Resetting the Sector: How Future Water’s Voice Echoes in the Water Commission’s Final Report

The much-anticipated Independent Water Commission Final Report, released in July 2025, marks a pivotal moment for the UK water sector. With 88 recommendations and a clear call for transformation, the report doesn’t just challenge the status quo—it lays out a vision for a fundamentally restructured sector built on long-term planning, innovation, and stronger governance. 

As Future Water, we welcome this bold roadmap. Our advocacy over the past two years—through responses to the Call for Evidence, our detailed feedback on the Interim Report, and extensive member engagement—has consistently pushed for the very reforms now being recommended. From regulatory integration to skills development, and from cyber resilience to innovation culture, the Commission’s conclusions resonate deeply with our position. 

🔍 Critical Issues the Commission Confronts 

  • A Single Integrated Regulator: Echoing our call for a joined-up approach to oversight, the report proposes merging Ofwat, the Environment Agency’s water functions, Natural England, and the DWI into a powerful Integrated Water Regulator.

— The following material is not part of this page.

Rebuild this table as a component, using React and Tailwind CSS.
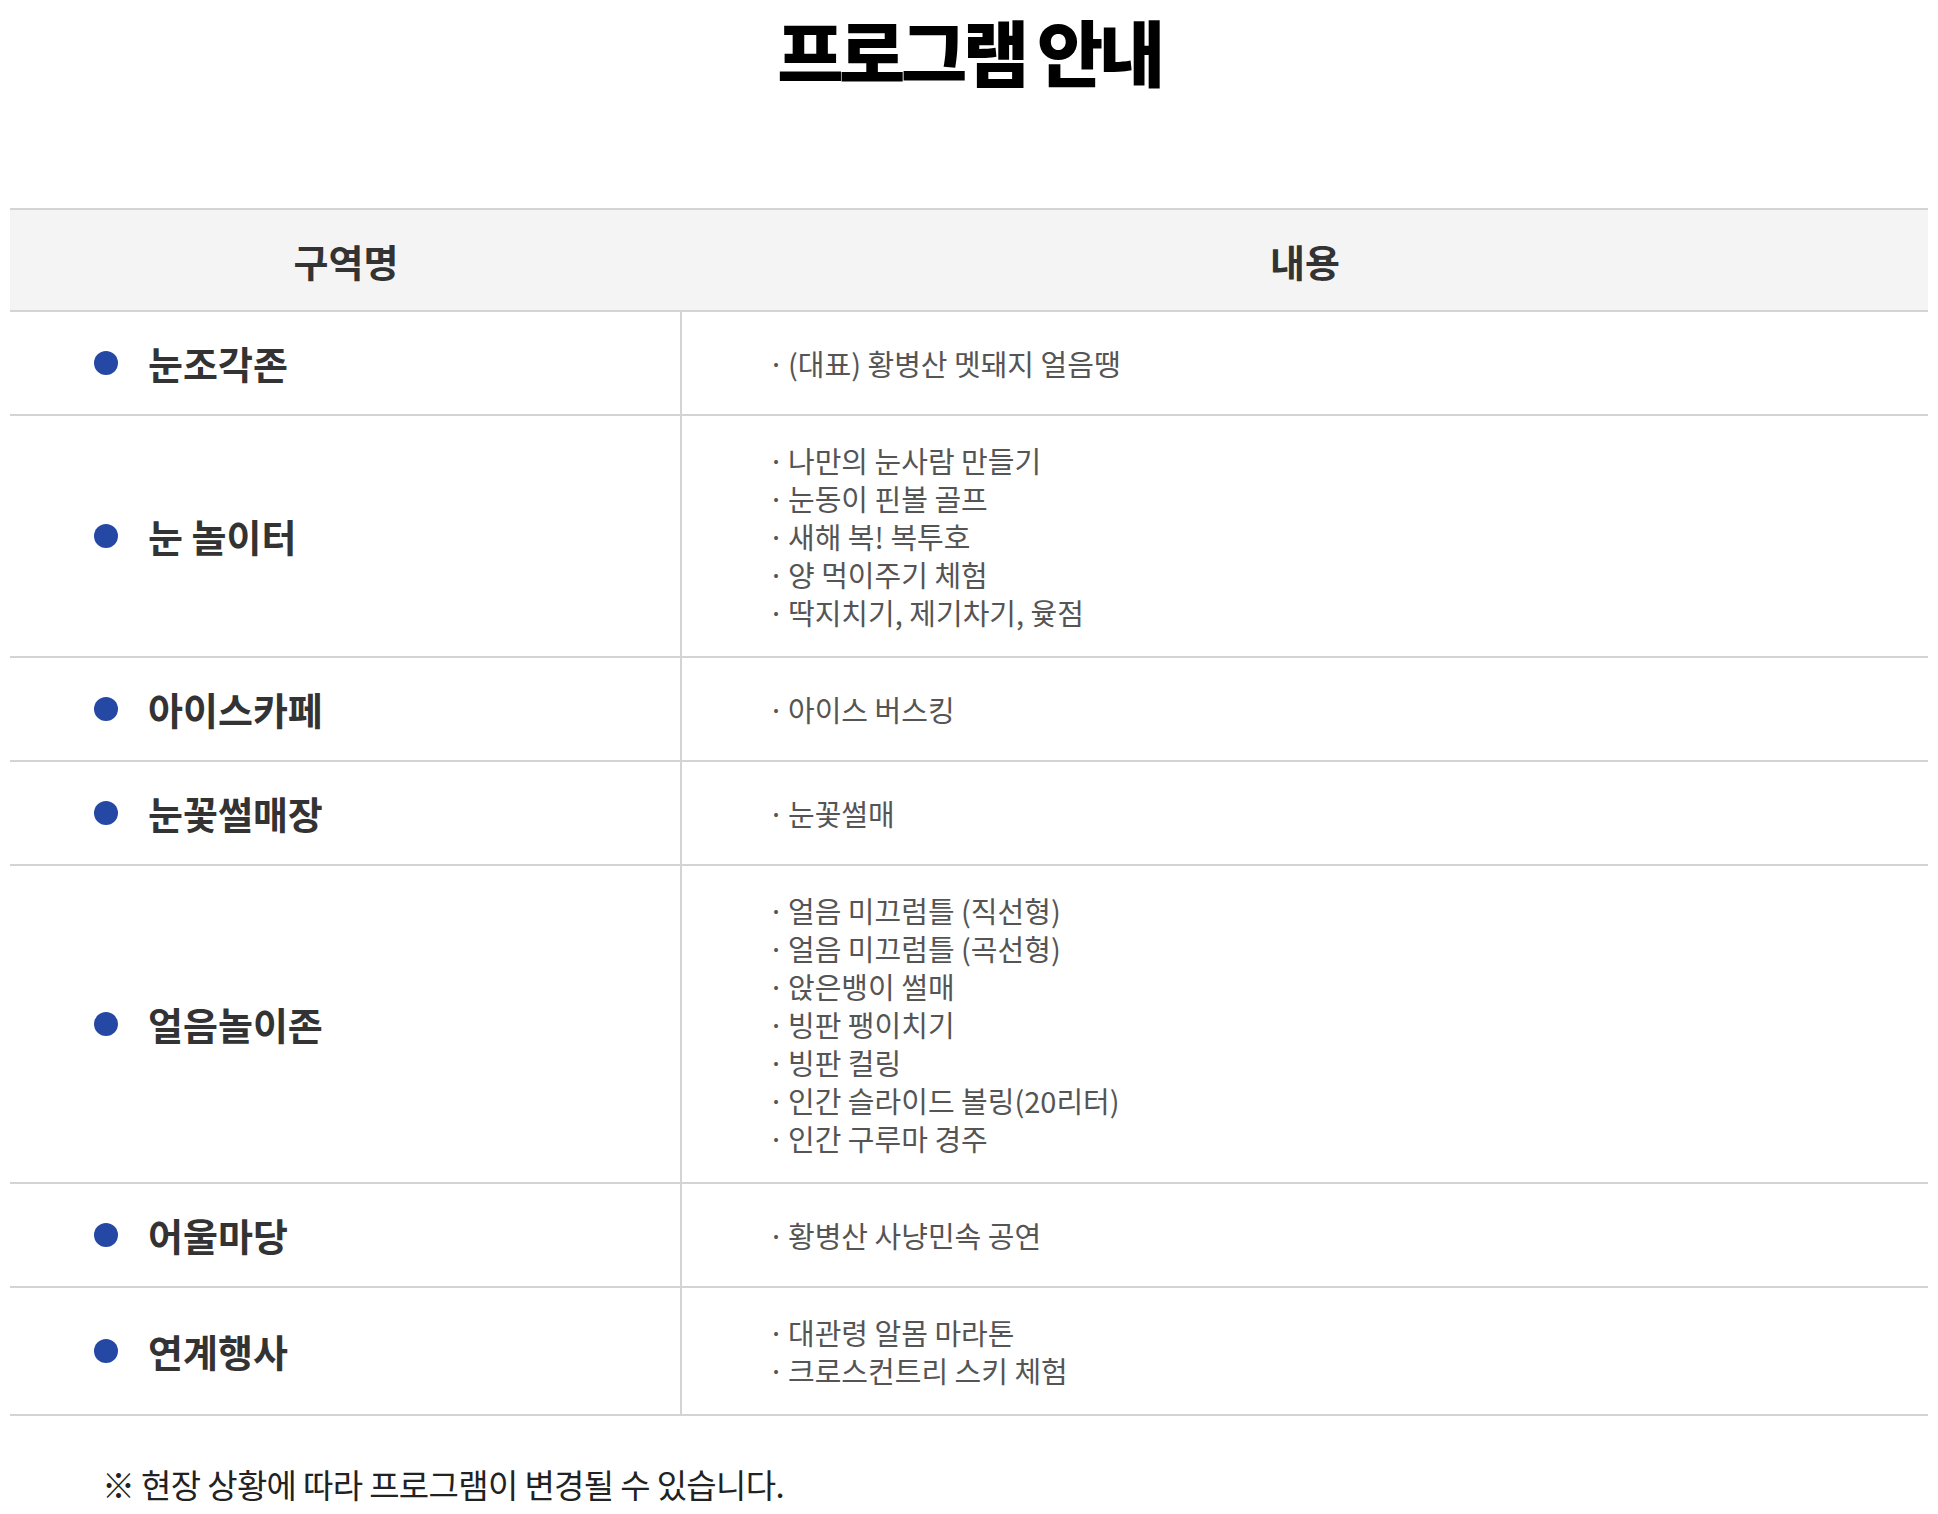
import React from "react";

const rows = [
  { name: "눈조각존", items: ["(대표) 황병산 멧돼지 얼음땡"] },
  {
    name: "눈 놀이터",
    items: [
      "나만의 눈사람 만들기",
      "눈동이 핀볼 골프",
      "새해 복! 복투호",
      "양 먹이주기 체험",
      "딱지치기, 제기차기, 윷점",
    ],
  },
  { name: "아이스카페", items: ["아이스 버스킹"] },
  { name: "눈꽃썰매장", items: ["눈꽃썰매"] },
  {
    name: "얼음놀이존",
    items: [
      "얼음 미끄럼틀 (직선형)",
      "얼음 미끄럼틀 (곡선형)",
      "앉은뱅이 썰매",
      "빙판 팽이치기",
      "빙판 컬링",
      "인간 슬라이드 볼링(20리터)",
      "인간 구루마 경주",
    ],
  },
  { name: "어울마당", items: ["황병산 사냥민속 공연"] },
  { name: "연계행사", items: ["대관령 알몸 마라톤", "크로스컨트리 스키 체험"] },
];

export default function App() {
  return (
    <div
      className="w-[1938px] bg-white px-[10px] pb-[10px]"
      style={{ fontFamily: '"Noto Sans CJK KR", "Noto Sans", sans-serif' }}
    >
      <h1 className="h-[208px] pt-[2px] text-center text-[72px] font-black leading-[96px] tracking-[-0.06em] text-black">
        프로그램 안내
      </h1>
      <div className="border-t-2 border-[#d4d4d4]">
        <div className="flex h-[102px] border-b-2 border-[#d4d4d4] bg-[#f4f4f4] text-[38px] font-bold text-[#333]">
          <div className="flex w-[672px] items-center justify-center">구역명</div>
          <div className="flex flex-1 items-center justify-center">내용</div>
        </div>
        {rows.map((r) => (
          <div key={r.name} className="flex min-h-[104px] border-b-2 border-[#d4d4d4]">
            <div className="flex w-[672px] items-center gap-[30px] border-r-2 border-[#d4d4d4] pl-[84px]">
              <span className="h-[24px] w-[24px] shrink-0 rounded-full bg-[#2548a4]" />
              <span className="text-[38px] font-bold leading-none text-[#333]">{r.name}</span>
            </div>
            <div className="flex flex-1 flex-col justify-center py-[25px] pl-[86px]">
              {r.items.map((t) => (
                <div key={t} className="flex text-[29px] leading-[38px] text-[#555]">
                  <span className="w-[20px] shrink-0">·</span>
                  <span>{t}</span>
                </div>
              ))}
            </div>
          </div>
        ))}
      </div>
      <p className="mt-[46px] pl-[92px] text-[33px] leading-[44px] tracking-[-0.02em] text-[#222]">
        ※ 현장 상황에 따라 프로그램이 변경될 수 있습니다.
      </p>
    </div>
  );
}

The Government has already moved to abolish Ofwat, with further reforms expected through new legislation. 
  • Infrastructure Delivery Reform: The proposed Water Infrastructure Company (WIC) under NISTA is a game-changer. It will centralise delivery of strategic infrastructure, standardise procurement, and support digitalisation and blended finance. This aligns directly with our push for coordinated long-term planning and investment clarity. 
  • Skills, Cybersecurity, Innovation: The report finally places serious emphasis on resilience standards, skills for the future, and cybersecurity as foundational elements of modern water systems. Our working groups have long championed these issues. In particular, the Digital Resilience & Cyber group’s work on maturity frameworks will be vital in shaping future regulation and delivery models. 
  • Metering and Digitalisation: One of the new additions in the final report is the endorsement of smart metering rollout with competitive market entry, echoing Future Water’s focus on interoperability and real-time infrastructure intelligence. This demonstrates the Commission’s movement closer to the innovation-led vision we have consistently advocated. 

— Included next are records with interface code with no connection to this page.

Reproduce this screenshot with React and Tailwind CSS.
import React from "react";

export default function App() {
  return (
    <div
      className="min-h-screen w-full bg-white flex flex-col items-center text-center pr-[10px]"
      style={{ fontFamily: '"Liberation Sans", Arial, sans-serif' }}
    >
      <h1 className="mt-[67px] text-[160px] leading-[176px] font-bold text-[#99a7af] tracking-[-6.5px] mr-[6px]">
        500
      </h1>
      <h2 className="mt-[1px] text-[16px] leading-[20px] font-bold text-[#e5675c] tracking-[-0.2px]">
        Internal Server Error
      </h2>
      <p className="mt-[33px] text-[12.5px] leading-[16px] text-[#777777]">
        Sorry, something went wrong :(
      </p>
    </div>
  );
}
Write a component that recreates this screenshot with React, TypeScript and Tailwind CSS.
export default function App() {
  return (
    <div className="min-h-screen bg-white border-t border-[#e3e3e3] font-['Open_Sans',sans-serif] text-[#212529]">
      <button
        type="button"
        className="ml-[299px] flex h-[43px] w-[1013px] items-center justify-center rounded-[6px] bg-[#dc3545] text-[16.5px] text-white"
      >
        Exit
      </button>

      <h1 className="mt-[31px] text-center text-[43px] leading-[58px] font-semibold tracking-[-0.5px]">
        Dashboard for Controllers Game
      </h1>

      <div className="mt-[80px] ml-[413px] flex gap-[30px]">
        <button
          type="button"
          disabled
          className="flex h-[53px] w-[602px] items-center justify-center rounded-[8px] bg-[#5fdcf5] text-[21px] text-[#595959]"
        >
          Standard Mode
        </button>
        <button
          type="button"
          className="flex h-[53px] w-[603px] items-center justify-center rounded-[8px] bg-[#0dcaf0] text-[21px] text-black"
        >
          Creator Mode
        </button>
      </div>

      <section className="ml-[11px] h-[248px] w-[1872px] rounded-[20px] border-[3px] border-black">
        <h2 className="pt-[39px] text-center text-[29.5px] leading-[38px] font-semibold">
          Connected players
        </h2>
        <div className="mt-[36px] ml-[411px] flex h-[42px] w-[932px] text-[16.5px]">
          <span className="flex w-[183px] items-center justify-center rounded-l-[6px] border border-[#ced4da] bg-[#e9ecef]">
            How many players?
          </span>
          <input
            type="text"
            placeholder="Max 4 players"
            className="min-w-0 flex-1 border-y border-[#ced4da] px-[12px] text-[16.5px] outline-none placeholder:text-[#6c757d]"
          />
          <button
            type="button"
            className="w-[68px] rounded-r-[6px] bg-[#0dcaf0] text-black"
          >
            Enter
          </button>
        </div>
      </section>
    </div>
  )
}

🤝 A Clearer Role for Future Water’s Working Groups 

Each of Future Water’s core groups—Leakage, Metering, Standards, Skills, Innovation, Developer Services, Digital Resilience, and Insights—now has a more clearly defined contribution to make: 

  • Standards work to map regulatory relationships is already serving as a foundation for shaping the structure of the new regulator. 
  • Developer Services can influence system planning tools and NAV frameworks. 
  • Emerging Talent and IP & Innovation groups are now positioned at the heart of a sector that will need to change how it attracts people and nurtures new ideas. 
  • Insights and Cyber groups will shape the digital backbone of the future water system. 

🛠️ From Advocacy to Implementation 

We’re proud to see how closely our views are reflected in the Commission’s conclusions. But this is just the beginning. The real test lies in implementation—developing new structures, tools, standards, and partnerships that reflect this new vision. With Government set to respond formally this autumn and legislation likely in 2026, Future Water and our members are ready to roll up our sleeves and help shape a resilient, sustainable, and trusted sector for the decades to come. 

Working Group​

Implications​

Action for Future Water

Leakage & Metering

Leakage and metering will be core to performance-based regulation. Digital tools and data standards will be critical.

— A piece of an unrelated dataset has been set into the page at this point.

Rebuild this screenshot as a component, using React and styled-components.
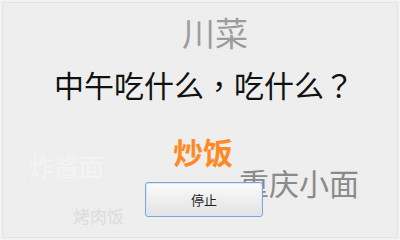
import React from "react";
import styled, { createGlobalStyle } from "styled-components";

const GlobalStyle = createGlobalStyle`
  html, body {
    margin: 0;
    padding: 0;
    background: #f2f2f2;
  }
  body {
    font-family: "Noto Sans CJK SC", "Noto Sans", sans-serif;
  }
`;

const dishes = [
  { name: "川菜", left: 179, top: 13, size: 33, color: "#9c9c9c" },
  { name: "炸酱面", left: 26, top: 151, size: 25, color: "#f4f4f4" },
  { name: "重庆小面", left: 236, top: 164, size: 30, color: "#8a8a8a" },
  { name: "烤肉饭", left: 70, top: 204, size: 17, color: "#dcdcdc" },
];

const Frame = styled.div`
  position: relative;
  box-sizing: border-box;
  margin: 2px;
  width: 396px;
  height: 236px;
  border: 1px solid #e4e4e4;
  background: #eeeeee;
  display: flex;
  flex-direction: column;
  align-items: center;
  overflow: hidden;
`;

const Floating = styled.span`
  position: absolute;
  left: ${(p) => p.$left}px;
  top: ${(p) => p.$top}px;
  font-size: ${(p) => p.$size}px;
  color: ${(p) => p.$color};
  line-height: 1;
  white-space: nowrap;
  z-index: 0;
`;

const Question = styled.h1`
  position: relative;
  z-index: 1;
  margin: 66px 0 0 8px;
  font-size: 30px;
  font-weight: normal;
  line-height: 30px;
  color: #111;
`;

const Punct = styled.span`
  font-family: "Noto Sans CJK TC", "Noto Sans CJK SC", sans-serif;
`;

const Picked = styled.div`
  position: relative;
  z-index: 1;
  margin: 37px 0 0 6px;
  font-size: 30px;
  font-weight: bold;
  line-height: 30px;
  color: #ff8a24;
`;

const StopButton = styled.button`
  position: relative;
  z-index: 1;
  margin: 16px 0 0 8px;
  width: 118px;
  height: 35px;
  border: 1px solid #7ea4dc;
  border-radius: 3px;
  background: linear-gradient(to bottom, #fbfbfb, #e2e2e2);
  box-shadow: inset 0 0 0 1px #dde8f7;
  font-family: "Noto Sans CJK SC", sans-serif;
  font-size: 13px;
  color: #222;
  cursor: pointer;
`;

export default function App() {
  return (
    <>
      <GlobalStyle />
      <Frame>
        {dishes.map((d) => (
          <Floating
            key={d.name}
            $left={d.left}
            $top={d.top}
            $size={d.size}
            $color={d.color}
          >
            {d.name}
          </Floating>
        ))}
        <Question>
          中午吃什么<Punct>，</Punct>吃什么<Punct>？</Punct>
        </Question>
        <Picked>炒饭</Picked>
        <StopButton>停止</StopButton>
      </Frame>
    </>
  );
}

Define common performance metrics and work with regional planners and the Water Infrastructure Company (WIC) on smart metering frameworks.

Standards

The Standards group’s previous work on aligning industry, regulators, and government can directly feed into shaping the new unified regulator. Their work on conceptual relationships between utilities, suppliers, and regulators could form a foundation for designing the governance structure of the new regulator.

Use established relationships and frameworks to collaborate with DEFRA and others on regulatory standard architecture. Offer the conceptual model as a working template for regulator structure and engagement.

Emerging Talent / Skills

The sector will require a digital, resilient, and multi-skilled workforce. A Sector Skills Plan will be a key opportunity.

Engage with government on Sector Skills Plan. Develop proposals for digital apprenticeships, curriculum reform, and talent pipelines.

Developer Services

Planning streamlining will need cross-sector coordination. Developer services will need to align with new planning frameworks.

Collaborate with local planning authorities (LPAs) and utility partners to co-design streamlined, digital developer services frameworks.

IP & Innovation

Innovation will be embedded into supervisory and delivery models. Opportunity to lead pilot programmes and sandbox initiatives.

Propose use cases and lead on innovation showcase for post-commission water sector, with focus on scalable models.

Digital Resilience & Cyber

Cybersecurity is formally recognised as a sector-wide risk. Standards and platforms must ensure resilience and compliance.

Lead definition of sector-wide cyber maturity standards and minimum viable practices for data security.

Insights

Real-time ESG and performance insights will underpin trust. Insight work must support dashboards, transparency, and evidence-led decision making.

Work with CCW and regulators to co-develop real-time reporting formats and stakeholder feedback mechanisms.